Report this review (#2190054)
Posted Friday, May 3, 2019 | Review Permalink
kev rowland
Honorary Reviewer
4 stars Canadian band Huis are back with their third album, and have resolved their issues with not having a keyboard player by bringing on board Johnny Maz who had guested on a number on 'Neither In Heaven'. The rest of the line-up is the same as it has been all three albums, namely Sylvain Descôteaux (vocals, keyboards, piano, vocal arrangements), Michel St-Père (guitar, keyboards, mixing), Michel Joncas (bass, bass pedals, keyboards, backing vocals) and William Régnier (drums, percussion, keyboards and acoustic guitar). This is a direct continuation from the last album in many ways, taking the styles from that one and showing just how much control they have within the genre. Lush and comforting, they provide cut through with string guitars, great bass and powerful drums.

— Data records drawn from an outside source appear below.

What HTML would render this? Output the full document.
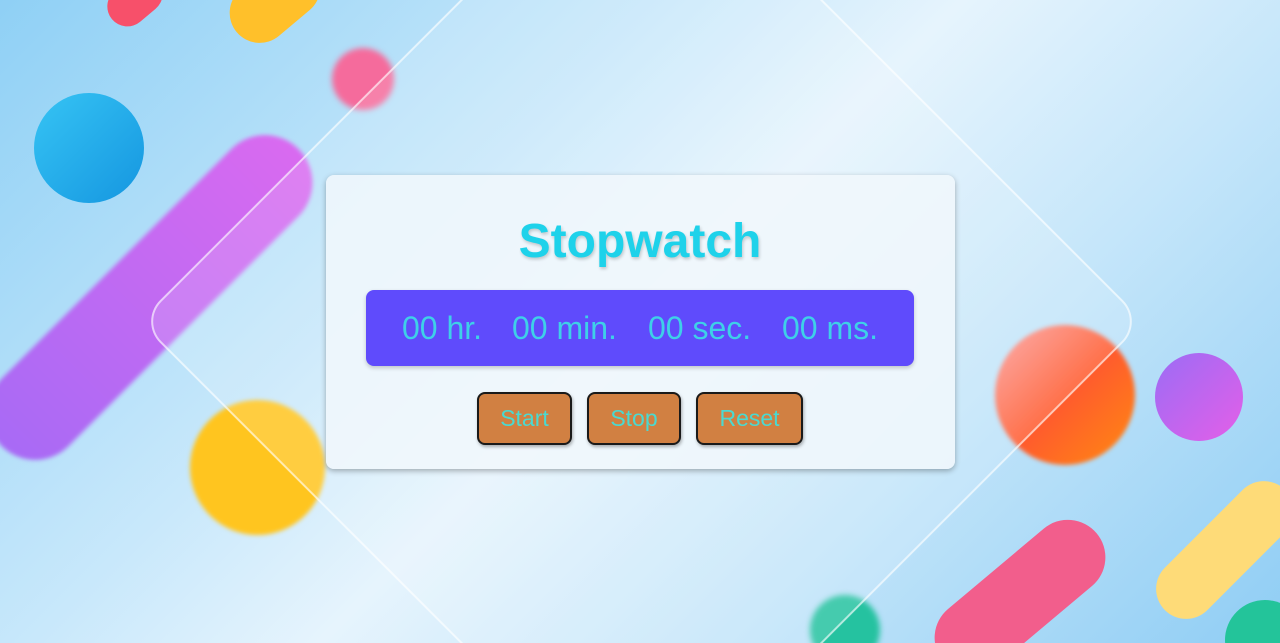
<!DOCTYPE html>
<html><head><style>
html,body{margin:0;width:1280px;height:643px;overflow:hidden}
#w{position:relative;width:1280px;height:643px;overflow:hidden;font-family:"Liberation Sans",sans-serif;
background:linear-gradient(135deg,#8fd0f5 0%,#c8e8fb 35%,#e6f4fd 50%,#c5e6fa 70%,#8fcdf4 100%);}
.s{position:absolute}
.card{position:absolute;left:326px;top:175px;width:629px;height:294px;border-radius:8px;background:rgba(240,247,252,0.88);box-shadow:0 2px 6px rgba(0,0,0,0.3);}
h1{position:absolute;left:0;right:0;top:215px;margin:0;text-align:center;font-size:48px;font-weight:bold;color:#1ed2ea;text-shadow:1px 2px 3px rgba(0,0,0,0.2);line-height:54px}
.disp{position:absolute;left:366px;top:290px;width:548px;height:76px;border-radius:8px;background:#5f4bfc;box-shadow:0 2px 4px rgba(0,0,0,0.2);color:#3ed0e8;font-size:32px;line-height:76px}
.disp span{position:absolute;top:0}
.b{position:absolute;top:392px;height:49px;border:2px solid #1a1a1a;border-radius:8px;background:#d18042;color:#4ad9d0;font-size:23px;text-align:center;line-height:49px;box-shadow:1px 2px 3px rgba(0,0,0,0.3)}
</style></head><body><div id="w">
<div class="s" style="left:-60px;top:250px;width:420px;height:95px;border-radius:50px;background:linear-gradient(90deg,#a86af5,#d96af0);transform:rotate(-45deg);filter:blur(2px)"></div>
<div class="s" style="left:34px;top:93px;width:110px;height:110px;border-radius:50%;background:linear-gradient(135deg,#36c4f4,#1596e0)"></div>
<div class="s" style="left:332px;top:48px;width:62px;height:62px;border-radius:50%;background:#f56b9c;filter:blur(3px)"></div>
<div class="s" style="left:225px;top:-30px;width:100px;height:60px;border-radius:40px;background:#ffc02a;transform:rotate(-40deg)"></div>
<div class="s" style="left:105px;top:-20px;width:60px;height:40px;border-radius:30px;background:#f7506a;transform:rotate(-40deg)"></div>
<div class="s" style="left:190px;top:400px;width:135px;height:135px;border-radius:50%;background:#ffc51f;filter:blur(2px)"></div>
<div class="s" style="left:995px;top:325px;width:140px;height:140px;border-radius:50%;background:linear-gradient(135deg,#fca0a0,#ff5a2e,#ff8a10);filter:blur(2px)"></div>
<div class="s" style="left:1155px;top:353px;width:88px;height:88px;border-radius:50%;background:linear-gradient(135deg,#9b6cf5,#e45fe8)"></div>
<div class="s" style="left:920px;top:560px;width:200px;height:75px;border-radius:40px;background:#f25e8c;transform:rotate(-40deg)"></div>
<div class="s" style="left:1140px;top:520px;width:170px;height:60px;border-radius:30px;background:#fedb78;transform:rotate(-45deg)"></div>
<div class="s" style="left:1225px;top:600px;width:80px;height:80px;border-radius:50%;background:#23c49a"></div>
<div class="s" style="left:810px;top:595px;width:70px;height:70px;border-radius:50%;background:#25c2a0;filter:blur(3px)"></div>
<div class="s" style="left:286px;top:-34px;width:707px;height:707px;border:2px solid rgba(255,255,255,0.6);border-radius:30px;background:rgba(255,255,255,0.15);transform:rotate(45deg)"></div>
<div class="card"></div>
<h1>Stopwatch</h1>
<div class="disp"><span style="left:36px">00 hr.</span><span style="left:146px">00 min.</span><span style="left:282px">00 sec.</span><span style="left:416px">00 ms.</span></div>
<div class="b" style="left:477px;width:91px">Start</div>
<div class="b" style="left:587px;width:90px">Stop</div>
<div class="b" style="left:696px;width:103px">Reset</div>
</div></body></html>
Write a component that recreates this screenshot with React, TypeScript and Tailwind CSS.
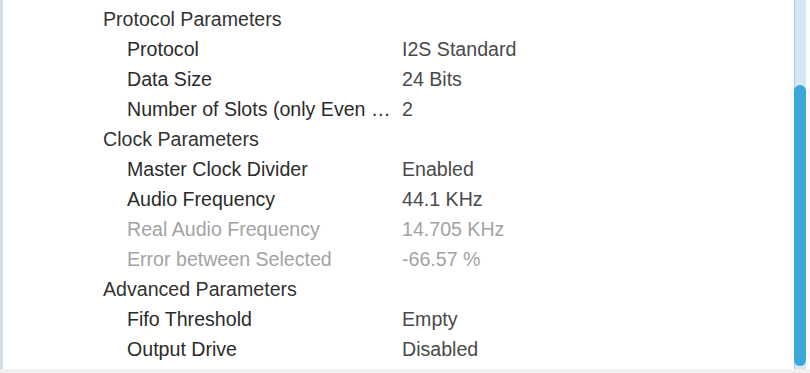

A couple of guests have also been used to good effect, and the additional piano and female vocals on "We Are Not Alone" make a huge difference. Sylvain has a wonderfully melodic and emotional vocal style reminiscent of John Wetton combined with Steve Hogarth, and the music combines with it to tell a story which is always entrancing and exciting. The band operates on many levels, so while it can be gentle and relaxing in the rhythm section and keyboards, Michel can be really rocking out, or he could pull himself right into the background so he can barely be heard. It is one of those albums when it easy to let the music wash over the listener like a crashing breaker, but one which is warm and inviting as opposed to crushing and chilling. Follow any particular musician and you will be surprised at just how much work is being undertaken, and the variety of styles on offer. However, this is an album where each musician really knows their part and locks in with the others to provide music which is always interesting, always accessible, and just a damn fine listen.

This is the third album from Huis, and yet again they have produced something which is enjoyable from the very first note to the very last.